Eleanor, FDR, Sara Delano Roosevelt, and Betsy and James Roosevelt boarded the USS
Indianapolis
to review the U.S. naval fleet.

Eleanor began her political career by training women to be effective advocates. In 1936, she worked behind the scenes to ensure that women voted in increased numbers.

By FDR’s second term, the nation saw the presidential couple as political partners and respected Eleanor’s stamina as much as her compassion.

Eleanor admired young leaders. She often convened youth leadership summits and listened intently when these young people expressed their ideas, hopes, and concerns.

Eleanor, pictured here with Admiral Halsey (right) and an unidentified sailor, boarded an uninsulated military aircraft to visit wounded, exhausted troops stationed in the Pacific. She never forgot the horror and courage she witnessed.

Eleanor thought that helping draft the Universal Declaration of Human Rights was the most important work she ever undertook.

After FDR died, Eleanor transformed her beloved Val-Kill Cottage into the home, office, and retreat she had always craved.

Eleanor and Marian Anderson united to combat segregation in Washington, DC, and promote human rights around the world.

Eleanor and John Kennedy initially had a tense relationship. Yet they united to appoint women to senior positions in his administration.

PART III

On My Own

Twenty-eight
    

An End and a Beginning

I RODE DOWN
in the old cagelike White House elevator that April morning of 1945 with a feeling of melancholy and something of uncertainty, because I was saying good-by to an unforgettable era and I had given little thought to the fact that from this day forward I would be on my own.

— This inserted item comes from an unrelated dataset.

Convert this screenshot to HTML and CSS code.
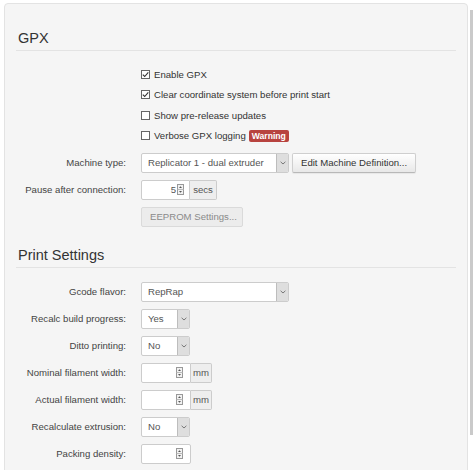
FILE: index.html
```html
<!DOCTYPE html>
<html>
<head>
<meta charset="utf-8">
<link rel="stylesheet" href="styles.css">
</head>
<body>
<div class="page">
  <div class="panel">
    <section class="section section-gpx">
      <h3 class="section-title">GPX</h3>
      <div class="form">
        <div class="label"></div>
        <div class="checks">
          <div class="check"><span class="box"><svg viewBox="0 0 9 9" width="9" height="9"><path d="M1.8 4.6 L3.7 6.5 L7.3 2.4" fill="none" stroke="#333" stroke-width="1.1"/></svg></span>Enable GPX</div>
          <div class="check"><span class="box"><svg viewBox="0 0 9 9" width="9" height="9"><path d="M1.8 4.6 L3.7 6.5 L7.3 2.4" fill="none" stroke="#333" stroke-width="1.1"/></svg></span>Clear coordinate system before print start</div>
          <div class="check"><span class="box"></span>Show pre-release updates</div>
          <div class="check"><span class="box"></span>Verbose GPX logging <span class="badge">Warning</span></div>
        </div>

        <div class="label">Machine type:</div>
        <div class="controls">
          <div class="select select-wide"><span class="select-text">Replicator 1 - dual extruder</span><span class="caret"><svg viewBox="0 0 6 4" width="6" height="4"><path d="M0.6 0.8 L3 3 L5.4 0.8" fill="none" stroke="#777" stroke-width="1"/></svg></span></div>
          <button class="btn">Edit Machine Definition...</button>
        </div>

        <div class="label">Pause after connection:</div>
        <div class="controls">
          <div class="input-group">
            <div class="num num-pause"><span class="num-value">5</span><span class="spin"><svg viewBox="0 0 7 11" width="7" height="11"><rect x="0.5" y="0.5" width="6" height="10" fill="#f2f2f2" stroke="#999"/><line x1="0.5" y1="5.5" x2="6.5" y2="5.5" stroke="#bbb"/><path d="M2 4 L3.5 2.2 L5 4 Z" fill="#555"/><path d="M2 7 L3.5 8.8 L5 7 Z" fill="#555"/></svg></span></div>
            <span class="addon addon-secs">secs</span>
          </div>
        </div>

        <div class="label"></div>
        <div class="controls">
          <button class="btn btn-disabled">EEPROM Settings...</button>
        </div>
      </div>
    </section>

    <section class="section section-print">
      <h3 class="section-title">Print Settings</h3>
      <div class="form">
        <div class="label">Gcode flavor:</div>
        <div class="controls">
          <div class="select select-wide"><span class="select-text">RepRap</span><span class="caret"><svg viewBox="0 0 6 4" width="6" height="4"><path d="M0.6 0.8 L3 3 L5.4 0.8" fill="none" stroke="#777" stroke-width="1"/></svg></span></div>
        </div>

        <div class="label">Recalc build progress:</div>
        <div class="controls">
          <div class="select select-small"><span class="select-text">Yes</span><span class="caret"><svg viewBox="0 0 6 4" width="6" height="4"><path d="M0.6 0.8 L3 3 L5.4 0.8" fill="none" stroke="#777" stroke-width="1"/></svg></span></div>
        </div>

        <div class="label">Ditto printing:</div>
        <div class="controls">
          <div class="select select-small"><span class="select-text">No</span><span class="caret"><svg viewBox="0 0 6 4" width="6" height="4"><path d="M0.6 0.8 L3 3 L5.4 0.8" fill="none" stroke="#777" stroke-width="1"/></svg></span></div>
        </div>

        <div class="label">Nominal filament width:</div>
        <div class="controls">
          <div class="input-group">
            <div class="num"><span class="spin"><svg viewBox="0 0 7 11" width="7" height="11"><rect x="0.5" y="0.5" width="6" height="10" fill="#f2f2f2" stroke="#999"/><line x1="0.5" y1="5.5" x2="6.5" y2="5.5" stroke="#bbb"/><path d="M2 4 L3.5 2.2 L5 4 Z" fill="#555"/><path d="M2 7 L3.5 8.8 L5 7 Z" fill="#555"/></svg></span></div>
            <span class="addon addon-mm">mm</span>
          </div>
        </div>

        <div class="label">Actual filament width:</div>
        <div class="controls">
          <div class="input-group">
            <div class="num"><span class="spin"><svg viewBox="0 0 7 11" width="7" height="11"><rect x="0.5" y="0.5" width="6" height="10" fill="#f2f2f2" stroke="#999"/><line x1="0.5" y1="5.5" x2="6.5" y2="5.5" stroke="#bbb"/><path d="M2 4 L3.5 2.2 L5 4 Z" fill="#555"/><path d="M2 7 L3.5 8.8 L5 7 Z" fill="#555"/></svg></span></div>
            <span class="addon addon-mm">mm</span>
          </div>
        </div>

        <div class="label">Recalculate extrusion:</div>
        <div class="controls">
          <div class="select select-small"><span class="select-text">No</span><span class="caret"><svg viewBox="0 0 6 4" width="6" height="4"><path d="M0.6 0.8 L3 3 L5.4 0.8" fill="none" stroke="#777" stroke-width="1"/></svg></span></div>
        </div>

        <div class="label">Packing density:</div>
        <div class="controls">
          <div class="num num-alone"><span class="spin"><svg viewBox="0 0 7 11" width="7" height="11"><rect x="0.5" y="0.5" width="6" height="10" fill="#f2f2f2" stroke="#999"/><line x1="0.5" y1="5.5" x2="6.5" y2="5.5" stroke="#bbb"/><path d="M2 4 L3.5 2.2 L5 4 Z" fill="#555"/><path d="M2 7 L3.5 8.8 L5 7 Z" fill="#555"/></svg></span></div>
        </div>
      </div>
    </section>
  </div>
  <div class="scrollbar"></div>
</div>
</body>
</html>
```

FILE: styles.css
```css
html, body {
  margin: 0;
  padding: 0;
  background: #ffffff;
  overflow: hidden;
}

body {
  font-family: "Liberation Sans", Arial, sans-serif;
  font-size: 9.6px;
  color: #333333;
  width: 474px;
  height: 470px;
}

.page {
  display: flex;
  align-items: flex-start;
}

.panel {
  margin: 3px 0 0 4px;
  width: 440px;
  padding: 0 11px 40px 11px;
  background: #f5f5f5;
  border: 1px solid #e3e3e3;
  border-radius: 4px;
}

.scrollbar {
  width: 3px;
  height: 425px;
  margin: 10px 0 0 2px;
  background: #cacaca;
}

.section-title {
  margin: 0;
  font-size: 14.5px;
  font-weight: normal;
  line-height: 18px;
  padding: 0 0 3px 2px;
  border-bottom: 1px solid #e3e3e3;
  color: #333333;
}

.section-gpx .section-title {
  margin-top: 25px;
}

.section-print .section-title {
  margin-top: 19px;
}

.form {
  display: grid;
  grid-template-columns: 110px 1fr;
  column-gap: 15px;
  row-gap: 7px;
  align-items: center;
  margin-top: 14px;
}

.section-gpx .form {
  margin-top: 13.5px;
}

.label {
  text-align: right;
  color: #444444;
  white-space: nowrap;
}

.checks {
  display: flex;
  flex-direction: column;
}

.check {
  display: flex;
  align-items: center;
  height: 20.3px;
  white-space: nowrap;
  color: #333333;
}

.box {
  box-sizing: border-box;
  width: 9px;
  height: 9px;
  border: 1px solid #666666;
  background: #ffffff;
  margin-right: 4px;
  display: flex;
  align-items: center;
  justify-content: center;
  overflow: hidden;
}

.box svg {
  flex: none;
  display: block;
}

.badge {
  display: inline-block;
  margin-left: 3px;
  height: 12px;
  line-height: 12px;
  padding: 0 3px;
  background: #b8433f;
  color: #ffffff;
  font-weight: bold;
  font-size: 8.6px;
  border-radius: 2px;
}

.controls {
  display: flex;
  align-items: center;
  height: 20px;
}

.select {
  box-sizing: border-box;
  height: 20px;
  display: flex;
  background: #ffffff;
  border: 1px solid #cccccc;
  border-radius: 2px;
  overflow: hidden;
  color: #555555;
}

.select-wide {
  width: 148px;
}

.select-small {
  width: 49px;
}

.select-text {
  flex: 1;
  padding-left: 6px;
  line-height: 18px;
  white-space: nowrap;
}

.caret {
  width: 11px;
  background: #dedede;
  border-left: 1px solid #bdbdbd;
  display: flex;
  align-items: center;
  justify-content: center;
}

.caret svg {
  display: block;
}

.btn {
  box-sizing: border-box;
  height: 20px;
  margin: 0 0 0 3px;
  padding: 0 8px;
  font-family: inherit;
  font-size: 9.6px;
  color: #333333;
  background: linear-gradient(#ffffff, #e8e8e8);
  border: 1px solid #cfcfcf;
  border-bottom-color: #b8b8b8;
  border-radius: 2px;
  box-shadow: 0 1px 1px rgba(0, 0, 0, 0.06);
  white-space: nowrap;
}

.btn-disabled {
  margin-left: 0;
  width: 102px;
  text-align: left;
  color: #8a8a8a;
  background: #ececec;
  border-color: #dadada;
  box-shadow: none;
}

.input-group {
  display: flex;
  height: 20px;
}

.num {
  box-sizing: border-box;
  width: 50px;
  height: 20px;
  display: flex;
  align-items: center;
  justify-content: flex-end;
  padding-right: 7px;
  background: #ffffff;
  border: 1px solid #cccccc;
  border-radius: 2px 0 0 2px;
  color: #555555;
}

.num-pause {
  width: 49px;
  padding-right: 5px;
}

.num-alone {
  border-radius: 2px;
}

.num-value {
  line-height: 18px;
  margin-right: 1px;
}

.spin svg {
  display: block;
}

.addon {
  box-sizing: border-box;
  height: 20px;
  line-height: 18px;
  background: #eeeeee;
  border: 1px solid #cccccc;
  border-left: none;
  border-radius: 0 2px 2px 0;
  color: #555555;
  text-align: center;
}

.addon-secs {
  width: 27px;
}

.addon-mm {
  width: 21px;
}
```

I realized that in the future there would be many important changes in my way of living but I had long since realized that life is made up of a series of adjustments. If you have been married for forty years and if your husband has been president of the United States for a dozen years, you have made personal readjustments many times, some superficial, some fundamental. My husband and I had come through the years with an acceptance of each other’s faults and foibles, a deep understanding, warm affection, and agreement on essential values. We depended on each other. Because Franklin could not walk, I was accustomed to doing things that most wives would expect their husbands to do; the planning of the routine of living centered around his needs and he was so busy that I was obliged to meet the children’s needs as well.

I had to face the future as countless other women have faced it without their husbands. No more children would be living at home. The readjustments to being alone, without someone else as a center of life and with no children about, would be difficult. Having Tommy with me made it easier at first, for Tommy, as she was called in the family, had long been my secretary and she made coming home to wherever it might be worthwhile. But there was still a big vacuum which nothing, not even the passage of years, would fill.

I had few definite plans but there were certain things I did not want to do. I did not want to run an elaborate household again. I did not want to cease trying to be useful in some way. I did not want to feel old—and I seldom have. In the years since 1945 I have known the various phases of loneliness that are bound to occur when people no longer have a busy family life. But, without particularly planning it, I have made the necessary adjustments to a different way of living, and I have enjoyed almost every minute of it and almost everything about it.

It was not always easy. At first there was seemingly a greater adjustment to be made in my outer way of life than in my inner life. Ever since my husband had become president in 1933 I had lived in the White House, which meant a public existence. In earlier days he had held various public positions, but somehow our public and private lives had meshed more easily. Then came the years of his disabling illness. Later, beginning with the governorship of New York, we were back in public life on a changed basis. There was less of a family private life. Franklin was busy and there was at all times a public life that had to be planned and arranged with care.